AMAT’s setup is less about a one-quarter beat and more about a multi-year capex repricing. When the leading equipment vendor is signaling >30% calendar-2026 growth and extending visibility into 2028, the market usually shifts from debating demand to debating capacity bottlenecks and mix — which tends to support not just AMAT, but the broader semi capital equipment complex and suppliers with high operating leverage. The second-order risk is that the near-term deceleration is self-inflicted by supply/capacity constraints, which creates a familiar “good news, slower shipments” paradox. That can cap near-dated upside even as fundamentals improve, especially if investors front-run the 2026-2027 earnings inflection and then fade the stock on any sequential slowdown. In other words, the next 1-2 quarters may trade more on delivery timing than demand strength. The contrarian read is that consensus may be underestimating how quickly this turns into a valuation problem rather than a growth problem. At these levels, AMAT is increasingly reliant on continued upward estimate revisions; if customer spending broadens beyond the largest AI-led buyers or if China/consumer electronics weaken, the multiple can compress faster than earnings grow.
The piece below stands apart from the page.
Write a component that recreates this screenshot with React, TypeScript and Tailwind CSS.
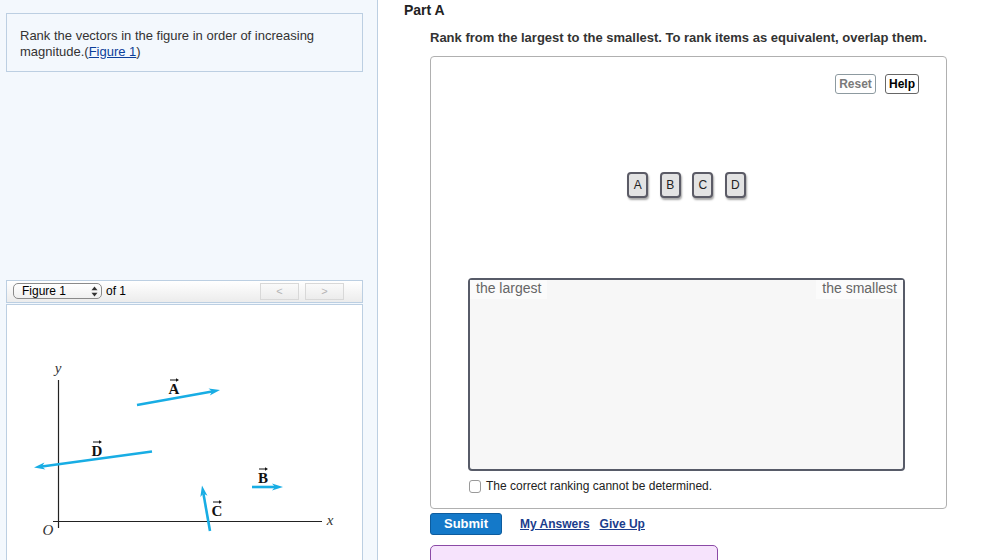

The highest-probability reversal is not demand collapse, but a miss on backlog conversion or a softer-than-feared guide that still looks strong on an absolute basis. For the group, this is also a signal to favor the most levered end-market proxies with the clearest incremental capex exposure, while being cautious on names where the AI narrative is already fully discounted. The cleanest trade is to own the earnings revision cycle, not the headline print.